What the task asks: Which lines hold the string "this"? Copy every one of them.

Pages as source code:
◇ ◇ ◇ ◇

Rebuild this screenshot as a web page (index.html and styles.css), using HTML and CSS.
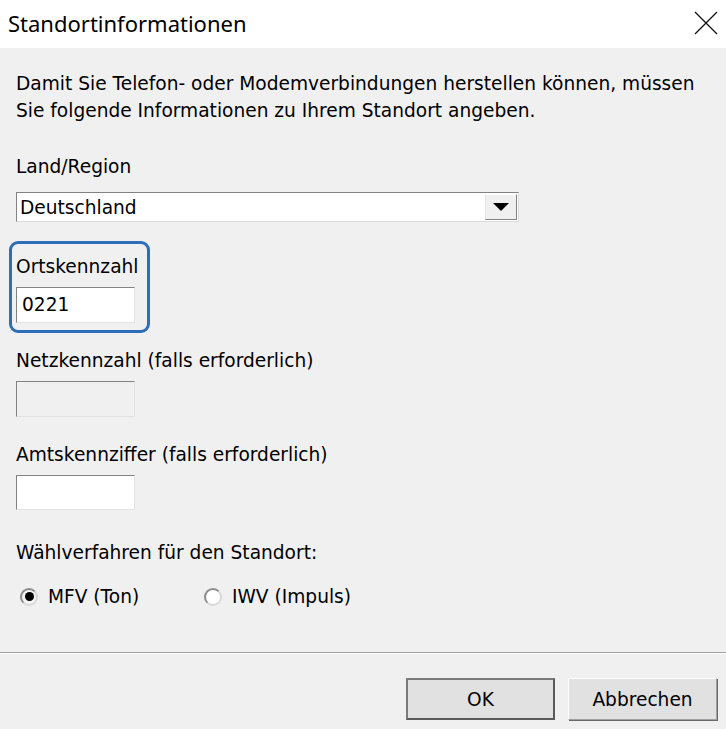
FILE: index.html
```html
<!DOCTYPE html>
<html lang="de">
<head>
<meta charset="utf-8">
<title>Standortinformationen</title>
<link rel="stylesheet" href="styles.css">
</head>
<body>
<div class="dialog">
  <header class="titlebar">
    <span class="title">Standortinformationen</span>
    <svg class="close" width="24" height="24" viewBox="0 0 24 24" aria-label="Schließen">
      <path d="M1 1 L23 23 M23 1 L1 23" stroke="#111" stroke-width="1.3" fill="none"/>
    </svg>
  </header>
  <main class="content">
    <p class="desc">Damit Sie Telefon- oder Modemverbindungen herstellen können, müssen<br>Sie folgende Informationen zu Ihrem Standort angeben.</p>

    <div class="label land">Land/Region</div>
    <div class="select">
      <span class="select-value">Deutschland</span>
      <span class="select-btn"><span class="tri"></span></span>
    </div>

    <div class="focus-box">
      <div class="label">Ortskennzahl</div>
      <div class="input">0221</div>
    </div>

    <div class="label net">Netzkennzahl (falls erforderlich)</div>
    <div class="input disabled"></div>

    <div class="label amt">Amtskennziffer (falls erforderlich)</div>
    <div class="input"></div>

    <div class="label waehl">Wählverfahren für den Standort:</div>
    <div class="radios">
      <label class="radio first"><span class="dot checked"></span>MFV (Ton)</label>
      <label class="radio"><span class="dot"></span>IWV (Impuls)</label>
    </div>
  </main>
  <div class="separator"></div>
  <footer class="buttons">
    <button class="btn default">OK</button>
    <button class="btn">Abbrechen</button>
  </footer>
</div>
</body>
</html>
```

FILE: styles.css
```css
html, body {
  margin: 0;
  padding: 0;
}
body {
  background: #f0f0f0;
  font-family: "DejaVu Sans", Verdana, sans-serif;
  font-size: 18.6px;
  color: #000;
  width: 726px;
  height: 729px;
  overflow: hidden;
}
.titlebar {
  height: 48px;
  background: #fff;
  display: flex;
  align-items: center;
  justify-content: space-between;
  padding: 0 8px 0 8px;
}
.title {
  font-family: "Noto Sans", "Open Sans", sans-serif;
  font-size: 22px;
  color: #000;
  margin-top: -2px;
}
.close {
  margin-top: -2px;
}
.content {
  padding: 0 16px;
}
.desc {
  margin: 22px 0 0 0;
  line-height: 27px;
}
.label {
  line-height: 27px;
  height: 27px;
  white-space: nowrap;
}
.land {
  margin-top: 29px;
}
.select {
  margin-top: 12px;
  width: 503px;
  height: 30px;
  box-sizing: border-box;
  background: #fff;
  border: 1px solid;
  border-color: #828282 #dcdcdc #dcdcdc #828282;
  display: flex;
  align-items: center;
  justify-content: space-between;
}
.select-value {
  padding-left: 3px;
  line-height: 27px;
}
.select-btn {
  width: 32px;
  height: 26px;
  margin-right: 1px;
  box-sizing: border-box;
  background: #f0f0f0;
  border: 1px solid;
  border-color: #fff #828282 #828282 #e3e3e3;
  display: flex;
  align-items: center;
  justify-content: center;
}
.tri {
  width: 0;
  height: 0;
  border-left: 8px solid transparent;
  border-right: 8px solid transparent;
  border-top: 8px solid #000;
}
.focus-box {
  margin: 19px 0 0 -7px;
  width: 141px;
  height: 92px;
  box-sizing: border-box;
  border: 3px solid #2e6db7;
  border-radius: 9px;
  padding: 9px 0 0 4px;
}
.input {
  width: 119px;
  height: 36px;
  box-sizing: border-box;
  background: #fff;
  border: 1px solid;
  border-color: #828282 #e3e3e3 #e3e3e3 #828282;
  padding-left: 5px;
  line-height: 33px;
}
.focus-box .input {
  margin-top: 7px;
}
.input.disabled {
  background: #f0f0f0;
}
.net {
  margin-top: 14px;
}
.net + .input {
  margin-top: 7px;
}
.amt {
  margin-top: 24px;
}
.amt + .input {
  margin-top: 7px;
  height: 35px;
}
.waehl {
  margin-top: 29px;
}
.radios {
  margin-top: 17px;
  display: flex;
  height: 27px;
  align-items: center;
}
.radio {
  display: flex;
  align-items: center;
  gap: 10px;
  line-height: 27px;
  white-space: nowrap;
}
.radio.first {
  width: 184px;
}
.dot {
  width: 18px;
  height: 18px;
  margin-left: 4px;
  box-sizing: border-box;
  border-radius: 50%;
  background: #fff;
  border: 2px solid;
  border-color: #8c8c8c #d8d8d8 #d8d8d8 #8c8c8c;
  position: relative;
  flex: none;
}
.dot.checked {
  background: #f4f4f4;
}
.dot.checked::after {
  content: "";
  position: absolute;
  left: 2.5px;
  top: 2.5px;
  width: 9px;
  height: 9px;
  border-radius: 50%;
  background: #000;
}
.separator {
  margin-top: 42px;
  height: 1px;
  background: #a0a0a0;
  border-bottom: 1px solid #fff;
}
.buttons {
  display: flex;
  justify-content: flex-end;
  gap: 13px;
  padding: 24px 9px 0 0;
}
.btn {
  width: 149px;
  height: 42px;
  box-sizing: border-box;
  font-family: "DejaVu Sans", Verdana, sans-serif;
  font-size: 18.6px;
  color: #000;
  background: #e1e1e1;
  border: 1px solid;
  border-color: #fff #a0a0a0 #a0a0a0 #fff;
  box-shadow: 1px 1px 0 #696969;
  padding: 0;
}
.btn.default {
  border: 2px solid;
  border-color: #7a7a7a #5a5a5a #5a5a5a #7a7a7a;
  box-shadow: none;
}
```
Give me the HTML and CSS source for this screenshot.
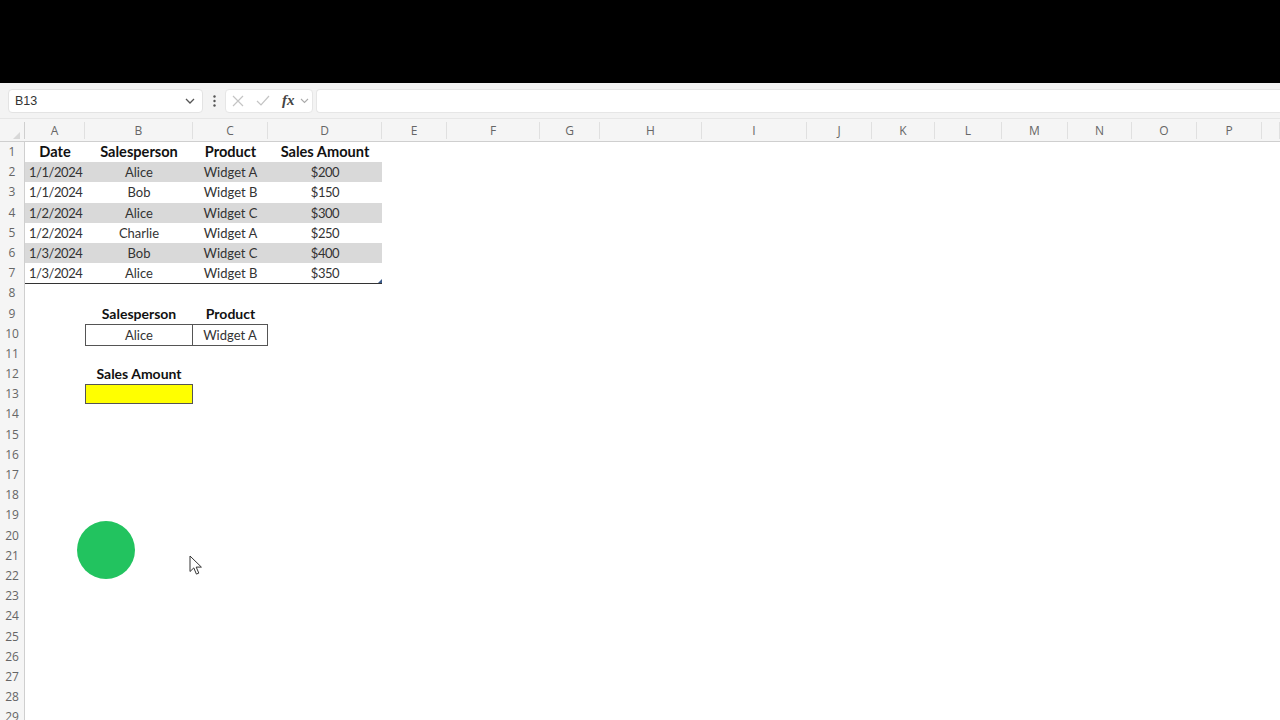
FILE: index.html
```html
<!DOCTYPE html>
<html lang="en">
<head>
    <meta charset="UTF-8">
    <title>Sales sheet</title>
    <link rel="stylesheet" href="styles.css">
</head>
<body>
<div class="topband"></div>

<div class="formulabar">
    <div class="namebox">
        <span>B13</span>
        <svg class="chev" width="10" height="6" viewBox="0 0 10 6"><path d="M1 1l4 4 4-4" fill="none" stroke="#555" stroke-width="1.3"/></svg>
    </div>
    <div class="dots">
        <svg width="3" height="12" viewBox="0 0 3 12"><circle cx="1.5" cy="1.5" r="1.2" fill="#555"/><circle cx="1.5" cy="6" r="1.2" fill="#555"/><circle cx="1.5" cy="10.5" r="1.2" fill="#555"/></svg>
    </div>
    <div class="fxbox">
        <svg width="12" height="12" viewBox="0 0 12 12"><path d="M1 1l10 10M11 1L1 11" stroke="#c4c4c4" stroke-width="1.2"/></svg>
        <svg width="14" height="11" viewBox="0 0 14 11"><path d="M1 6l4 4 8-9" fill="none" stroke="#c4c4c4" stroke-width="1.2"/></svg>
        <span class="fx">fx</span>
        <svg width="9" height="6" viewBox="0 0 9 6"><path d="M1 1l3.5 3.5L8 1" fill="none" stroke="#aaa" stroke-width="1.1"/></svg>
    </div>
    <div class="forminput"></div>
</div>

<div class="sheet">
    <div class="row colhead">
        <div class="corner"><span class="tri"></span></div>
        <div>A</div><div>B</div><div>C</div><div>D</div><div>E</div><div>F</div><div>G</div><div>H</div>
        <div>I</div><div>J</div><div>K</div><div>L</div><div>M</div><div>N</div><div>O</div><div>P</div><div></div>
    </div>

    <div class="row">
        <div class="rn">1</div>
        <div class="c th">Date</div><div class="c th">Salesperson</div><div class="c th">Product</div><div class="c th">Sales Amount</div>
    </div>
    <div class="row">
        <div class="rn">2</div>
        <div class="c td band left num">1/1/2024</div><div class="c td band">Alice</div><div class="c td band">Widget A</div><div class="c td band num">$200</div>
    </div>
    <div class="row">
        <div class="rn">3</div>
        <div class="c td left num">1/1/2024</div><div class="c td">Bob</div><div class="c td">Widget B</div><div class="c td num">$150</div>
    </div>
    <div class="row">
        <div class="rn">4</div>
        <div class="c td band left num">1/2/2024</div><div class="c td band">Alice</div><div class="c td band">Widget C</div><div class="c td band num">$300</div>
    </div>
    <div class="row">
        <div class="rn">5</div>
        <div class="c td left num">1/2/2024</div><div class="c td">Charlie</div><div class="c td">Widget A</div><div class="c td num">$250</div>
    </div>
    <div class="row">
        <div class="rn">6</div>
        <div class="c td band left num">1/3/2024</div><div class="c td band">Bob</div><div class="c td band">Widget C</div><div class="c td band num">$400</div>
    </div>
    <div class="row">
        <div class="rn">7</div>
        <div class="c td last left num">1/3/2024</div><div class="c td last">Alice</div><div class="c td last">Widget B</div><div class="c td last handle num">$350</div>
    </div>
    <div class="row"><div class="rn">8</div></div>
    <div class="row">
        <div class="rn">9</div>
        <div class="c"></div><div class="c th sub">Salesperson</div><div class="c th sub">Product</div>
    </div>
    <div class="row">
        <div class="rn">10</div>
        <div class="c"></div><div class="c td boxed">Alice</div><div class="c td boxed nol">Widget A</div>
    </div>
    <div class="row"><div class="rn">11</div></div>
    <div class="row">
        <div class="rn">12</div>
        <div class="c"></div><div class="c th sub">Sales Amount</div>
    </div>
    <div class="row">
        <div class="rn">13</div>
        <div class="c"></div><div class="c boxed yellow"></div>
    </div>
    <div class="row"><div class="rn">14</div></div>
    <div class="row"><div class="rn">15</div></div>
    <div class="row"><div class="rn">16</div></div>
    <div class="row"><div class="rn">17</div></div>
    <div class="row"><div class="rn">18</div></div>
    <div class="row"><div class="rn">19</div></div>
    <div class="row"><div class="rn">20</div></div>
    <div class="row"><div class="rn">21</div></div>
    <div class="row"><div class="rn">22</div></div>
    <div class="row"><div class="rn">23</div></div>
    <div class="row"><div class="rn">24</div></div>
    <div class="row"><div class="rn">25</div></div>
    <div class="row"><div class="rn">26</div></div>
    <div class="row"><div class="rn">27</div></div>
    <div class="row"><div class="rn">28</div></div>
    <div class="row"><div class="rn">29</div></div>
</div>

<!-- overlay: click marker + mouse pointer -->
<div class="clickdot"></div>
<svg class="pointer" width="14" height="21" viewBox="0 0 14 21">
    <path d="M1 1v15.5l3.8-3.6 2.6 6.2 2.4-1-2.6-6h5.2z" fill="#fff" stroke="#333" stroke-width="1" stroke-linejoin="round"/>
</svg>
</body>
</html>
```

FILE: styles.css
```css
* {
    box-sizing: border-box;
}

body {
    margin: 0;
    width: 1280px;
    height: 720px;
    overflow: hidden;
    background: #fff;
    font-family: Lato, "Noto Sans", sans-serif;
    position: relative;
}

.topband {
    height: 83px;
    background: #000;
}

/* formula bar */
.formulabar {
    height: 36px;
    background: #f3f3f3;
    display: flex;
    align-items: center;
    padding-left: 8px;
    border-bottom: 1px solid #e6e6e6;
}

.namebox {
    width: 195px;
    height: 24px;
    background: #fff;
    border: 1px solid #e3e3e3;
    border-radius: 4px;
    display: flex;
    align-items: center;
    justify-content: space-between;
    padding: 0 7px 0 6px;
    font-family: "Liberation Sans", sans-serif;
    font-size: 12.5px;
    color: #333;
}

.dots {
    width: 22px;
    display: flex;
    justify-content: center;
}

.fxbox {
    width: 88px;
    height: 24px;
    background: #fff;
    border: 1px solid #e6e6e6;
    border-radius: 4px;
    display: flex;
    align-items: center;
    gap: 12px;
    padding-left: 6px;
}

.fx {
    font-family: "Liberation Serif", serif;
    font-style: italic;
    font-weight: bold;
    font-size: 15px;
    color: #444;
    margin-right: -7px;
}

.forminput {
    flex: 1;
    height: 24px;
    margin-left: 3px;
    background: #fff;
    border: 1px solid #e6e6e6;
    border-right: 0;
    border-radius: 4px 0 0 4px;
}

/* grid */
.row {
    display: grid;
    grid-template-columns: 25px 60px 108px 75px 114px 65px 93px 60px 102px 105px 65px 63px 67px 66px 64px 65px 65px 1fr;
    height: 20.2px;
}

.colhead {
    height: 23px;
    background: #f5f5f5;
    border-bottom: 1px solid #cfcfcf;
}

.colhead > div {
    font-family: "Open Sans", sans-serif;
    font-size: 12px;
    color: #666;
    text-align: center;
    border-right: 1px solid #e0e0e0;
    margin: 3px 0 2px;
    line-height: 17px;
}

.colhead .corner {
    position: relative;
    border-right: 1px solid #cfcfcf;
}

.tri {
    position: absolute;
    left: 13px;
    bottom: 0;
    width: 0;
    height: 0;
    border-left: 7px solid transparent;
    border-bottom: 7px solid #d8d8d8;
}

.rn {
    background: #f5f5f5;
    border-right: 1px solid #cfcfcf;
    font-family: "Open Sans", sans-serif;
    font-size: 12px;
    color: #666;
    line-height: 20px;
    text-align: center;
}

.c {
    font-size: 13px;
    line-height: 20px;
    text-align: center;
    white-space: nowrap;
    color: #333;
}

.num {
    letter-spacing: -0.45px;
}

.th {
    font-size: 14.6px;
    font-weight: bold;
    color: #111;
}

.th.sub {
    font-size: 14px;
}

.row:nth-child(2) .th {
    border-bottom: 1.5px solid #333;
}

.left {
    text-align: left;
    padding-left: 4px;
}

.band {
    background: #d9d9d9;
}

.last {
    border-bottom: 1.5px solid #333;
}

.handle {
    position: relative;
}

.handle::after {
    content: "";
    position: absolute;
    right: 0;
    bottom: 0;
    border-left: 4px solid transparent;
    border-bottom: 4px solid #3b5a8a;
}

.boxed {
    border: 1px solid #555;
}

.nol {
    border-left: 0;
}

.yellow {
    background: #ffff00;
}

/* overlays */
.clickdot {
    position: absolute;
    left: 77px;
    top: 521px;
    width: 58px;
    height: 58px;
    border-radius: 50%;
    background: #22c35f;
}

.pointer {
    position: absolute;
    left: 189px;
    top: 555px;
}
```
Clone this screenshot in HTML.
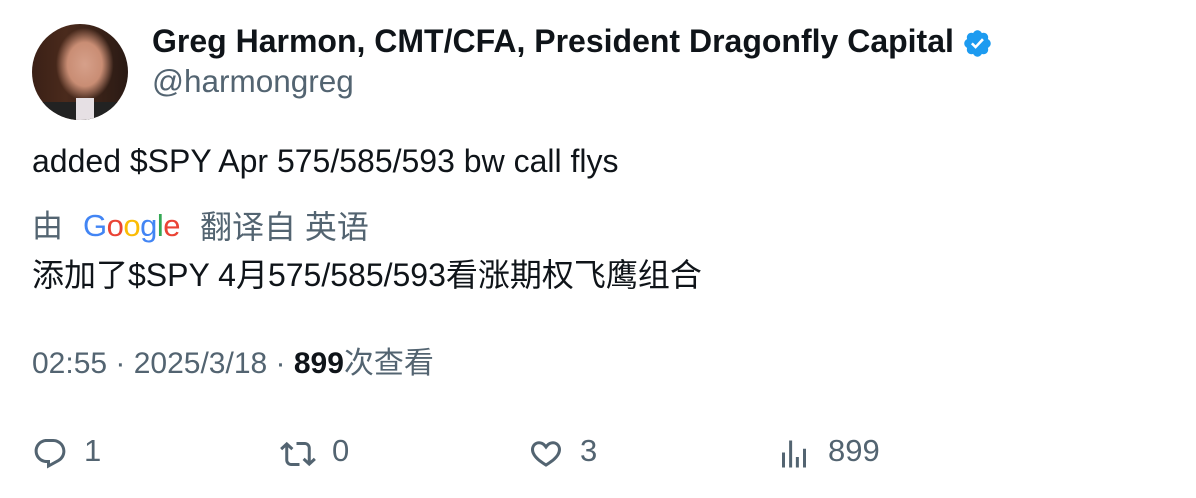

◇ ◇ ◇ ◇

In response:
Rebuild this screenshot as a web page (index.html and styles.css), using HTML and CSS.
Give me the HTML and CSS source for this screenshot.
Clone this screenshot in HTML.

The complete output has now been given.